Cloudyn Lands Extra Funding Amid Growing Market

Cloudyn Lands Extra Funding Amid Growing Market

By Steve Anderson

It's been a while since word last emerged about Cloudyn, but the cloud administrative services market is well on an upward trend. Cloudyn itself, meanwhile, managed to land some new funding itself as a recently-concluded Series A funding round landed $4 million for the company, a development that offers some significant new opportunities for the firm.

Cloudyn's primary stock in trade is a cloud administrative service that better allows companies to deal with cloud utilization, both in terms of monitoring current use and optimizing that use to offer better results. This allows for more stabilized cost profiles and the like, even when using different infrastructure providers and that explains pretty handily why a group of investors ponied up an additional $4 million for Cloudyn's use. Not only did current investor RDSeed come back for more, but Titanium Investments reportedly led the charge on this one with a variety of other investors. To date, the company has raised fully $5.5 million for its operations, and the Cloudyn board of directors gets a new addition in the form of Titanium Investments' managing partner Alexander Aivazov.

Right now, Cloudyn's services work with such major names as Amazon Web Services and Google Cloud, but reports suggest that the company is looking to expand outward and bring in other services as part of its normal operations, particularly offerings like those of VMware as well as Microsoft Azure. With demand on the rise from the user base to add these platforms to current operations, Cloudyn was left in a position where making the additions was largely necessary, lest the risk of lost customers get too high. But making those changes required an additional note of funding to make same happen, and so, the funding round went on with likely some very interested investors looking to get in. After all, when a company needs money specifically so it can address a market that's demonstrated interest; it's hard not to take an interest in putting cash behind such a firm. With 2,400 customers to date already in Cloudyn's roster, that's an equally good sign.
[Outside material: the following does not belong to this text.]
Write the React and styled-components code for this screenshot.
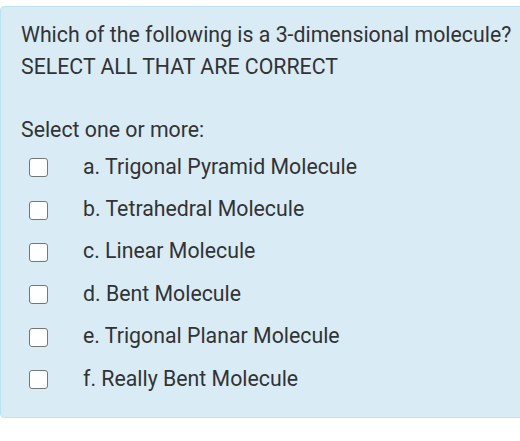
import React from "react";
import styled, { createGlobalStyle } from "styled-components";

const Global = createGlobalStyle`
  html, body { margin: 0; padding: 0; background: #fff; }
  body { font-family: Roboto, "Noto Sans", sans-serif; color: #333; }
`;

const Page = styled.div`
  padding-top: 6px;
  width: 520px;
  overflow: hidden;
`;

const Panel = styled.div`
  width: 540px;
  box-sizing: border-box;
  background: #d9ecf6;
  border: 1px solid #bce4f0;
  border-radius: 4px;
  padding: 12px 0 18px 20px;
`;

const QText = styled.div`
  font-size: 21.3px;
  line-height: 32px;
  color: #333;
`;

const Prompt = styled.div`
  margin-top: 31px;
  font-size: 21.3px;
  line-height: 32px;
`;

const Options = styled.div`
  display: flex;
  flex-direction: column;
  margin-top: -1px;
`;

const Option = styled.label`
  display: flex;
  align-items: center;
  height: 42.4px;
  padding-left: 8px;
`;

const Box = styled.span`
  width: 17px;
  height: 17px;
  margin-top: 3px;
  border: 1px solid #767676;
  border-radius: 3px;
  background: #fff;
  flex: none;
`;

const Label = styled.span`
  margin-left: 35px;
  font-size: 21.3px;
`;

const options = [
  "a. Trigonal Pyramid Molecule",
  "b. Tetrahedral Molecule",
  "c. Linear Molecule",
  "d. Bent Molecule",
  "e. Trigonal Planar Molecule",
  "f. Really Bent Molecule",
];

export default function App() {
  return (
    <Page>
      <Global />
      <Panel>
        <QText>
          Which of the following is a 3-dimensional molecule?
          <br />
          SELECT ALL THAT ARE CORRECT
        </QText>
        <Prompt>Select one or more:</Prompt>
        <Options>
          {options.map((o) => (
            <Option key={o}>
              <Box />
              <Label>{o}</Label>
            </Option>
          ))}
        </Options>
      </Panel>
    </Page>
  );
}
Some, like Andreessen Horowitz general partner Peter Levine, see the growth of firms like Cloudyn as extensions of a whole new means of computing, which some are calling “Data Center as a Service”. This actually represents a noteworthy step forward, some believe, because with an increasing amount of traffic going to the cloud, finding ways to make that traffic run more efficiently can, in turn, lower costs. With more and more of a business' operations going to the cloud—a measure that makes a note of sense in light of things like the mobile workforce and the bring your own device (BYOD) concept—making the cloud work more efficiently saves time, and therefore money.

There's almost always value to be had in streamlining processes; doing more with less is commonly the sort of thing that improves profitability by dint of reducing expenses while at the same time leaving revenue either static or upwardly-bound. A service like Cloudyn's, meanwhile, can be a big help on that front, allowing companies to not only better know what's going on in terms of said companies' cloud use, but also providing some insight on how to improve it. Only time will tell if the Cloudyn service really catches on, but with users already in the fold and working, it's a pretty safe bet that stretching the service out to more platforms, as the users actually requested, will result in further expansion.